Training workshops in the kitchens of Servigroup Hotels
Servigroup Hotels, always at the forefront and constantly evolving, makes the most of the winter months to continue training kitchen and restaurant staff.
Throughout 6 intensive weeks, the kitchens of the Hotel Diplomatic Benidorm, Hotel Servigroup Venus and Servigroup Pueblo Benidorm will welcome more than 30 professionals for their training courses. Chefs, chefs de partie and kitchen assistants from the hotels in Peñiscola, Alcocéber, Benicasim, Orihuela Costa, La Manga and Mojácar will receive master classes from the hotel chain’s head coordinator of gastronomy Gregorio Sebastian and the head chef from the Hotel Servigroup Montiboli, Jean Marc Sanz.
Workshops that aim to standardise and execute Servigroup Hotels philosophy in reference to gastronomy. In order to do this, several master classes will be held to address different cooking processes, adhering to the hotel chain’s standards of quality. There will also be training on the use of new culinary techniques and methods of service, conservation, preparation, presentation and serving will also be revised in order to continue to maintain unified criteria and the excellence that Servigroup Hotels cuisine is renowned for.

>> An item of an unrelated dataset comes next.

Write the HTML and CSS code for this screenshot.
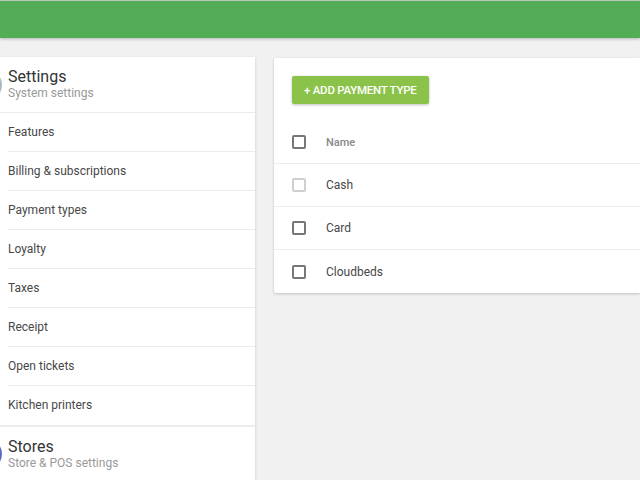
FILE: index.html
```html
<!DOCTYPE html>
<html>
<head>
<meta charset="utf-8">
<link rel="stylesheet" href="styles.css">
</head>
<body>
<header class="topbar"></header>
<main class="layout">
  <nav class="sidebar">
    <div class="group-head">
      <span class="group-icon icon-settings"></span>
      <div class="group-text">
        <div class="group-title">Settings</div>
        <div class="group-sub">System settings</div>
      </div>
    </div>
    <ul class="menu">
      <li class="menu-item">Features</li>
      <li class="menu-item">Billing &amp; subscriptions</li>
      <li class="menu-item">Payment types</li>
      <li class="menu-item">Loyalty</li>
      <li class="menu-item">Taxes</li>
      <li class="menu-item">Receipt</li>
      <li class="menu-item">Open tickets</li>
      <li class="menu-item">Kitchen printers</li>
    </ul>
    <div class="group-head group-stores">
      <span class="group-icon icon-stores"></span>
      <div class="group-text">
        <div class="group-title">Stores</div>
        <div class="group-sub">Store &amp; POS settings</div>
      </div>
    </div>
  </nav>
  <section class="content">
    <div class="card">
      <button class="add-btn">+ Add payment type</button>
      <div class="table">
        <div class="row row-head">
          <span class="check"></span>
          <span class="col-name">Name</span>
        </div>
        <div class="row">
          <span class="check check-disabled"></span>
          <span class="cell">Cash</span>
        </div>
        <div class="row">
          <span class="check"></span>
          <span class="cell">Card</span>
        </div>
        <div class="row">
          <span class="check"></span>
          <span class="cell">Cloudbeds</span>
        </div>
      </div>
    </div>
  </section>
</main>
</body>
</html>
```

FILE: styles.css
```css
* { box-sizing: border-box; }
html, body {
  margin: 0;
  padding: 0;
  background: #f1f1f1;
  font-family: Roboto, "Liberation Sans", sans-serif;
  overflow: hidden;
}
.topbar {
  height: 38px;
  background: #52ad56;
  border-top: 1px solid #b9c9b9;
  box-shadow: 0 1px 3px rgba(0,0,0,0.25);
}
.layout {
  display: flex;
  align-items: flex-start;
  gap: 19px;
  padding-top: 19px;
}
.sidebar {
  width: 255px;
  flex: none;
  background: #fff;
  box-shadow: 0 1px 3px rgba(0,0,0,0.15);
  min-height: 440px;
}
.group-head {
  display: flex;
  align-items: center;
  height: 56px;
  border-bottom: 1px solid #ebebeb;
}
.group-stores {
  border-bottom: none;
  border-top: 2px solid #ececec;
  height: 56px;
}
.group-icon {
  width: 32px;
  height: 32px;
  border-radius: 50%;
  margin-left: -30px;
  margin-right: 6px;
  flex: none;
}
.icon-settings { background: #aab8c6; }
.icon-stores { background: #5c6bc0; }
.group-title {
  font-size: 16px;
  color: #333;
  line-height: 18px;
}
.group-sub {
  font-size: 12px;
  color: #999;
  line-height: 15px;
}
.menu {
  list-style: none;
  margin: 0;
  padding: 0;
}
.menu-item {
  margin-left: 8px;
  height: 39px;
  line-height: 38px;
  border-bottom: 1px solid #ececec;
  font-size: 12px;
  color: #484848;
}
.menu-item:last-child { border-bottom: none; }
.content {
  flex: 1;
  padding-top: 1px;
}
.card {
  background: #fff;
  box-shadow: 0 1px 3px rgba(0,0,0,0.2);
  border-radius: 2px 0 0 2px;
  padding: 18px 0 0 0;
}
.add-btn {
  margin-left: 18px;
  height: 28px;
  padding: 0 12px;
  border: none;
  border-radius: 2px;
  background: #8bc34a;
  color: #fff;
  font-family: Roboto, "Liberation Sans", sans-serif;
  font-size: 11.5px;
  font-weight: 500;
  letter-spacing: -0.25px;
  text-transform: uppercase;
  box-shadow: 0 1px 3px rgba(0,0,0,0.25);
}
.table { margin-top: 17px; }
.row {
  display: flex;
  align-items: center;
  height: 43px;
  padding-left: 18px;
  border-bottom: 1px solid #ececec;
}
.row:last-child { border-bottom: none; }
.check {
  width: 14px;
  height: 14px;
  border: 2px solid #777;
  border-radius: 2px;
  flex: none;
}
.check-disabled { border-color: #cfcfcf; }
.col-name {
  margin-left: 20px;
  font-size: 11px;
  font-weight: 500;
  color: #888;
}
.cell {
  margin-left: 20px;
  font-size: 12px;
  color: #484848;
}
```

Following these intense weeks of training, on March 5th and 6th, the XI “Gastronomic Days” will take place, an annual event where head chefs and restaurant managers from different Servigroup Hotels get together to discover first hand the latest developments and recommendations in the hotel and catering industry.
An event where new products will be presented and various workshops, lectures and seminars will be held. The attendees will also participate in the annual competition to prepare a regional dish and the winner will have the privilege of incorporating their recipe into the Servigroup buffet menu for the delight of the hotel chain’s customers.
February and March are very busy months for the Benidorm based hotel chain as it begins meticulously preparing for the culinary season, working hard to offer clients the best cuisine, service, quality, products and flavour.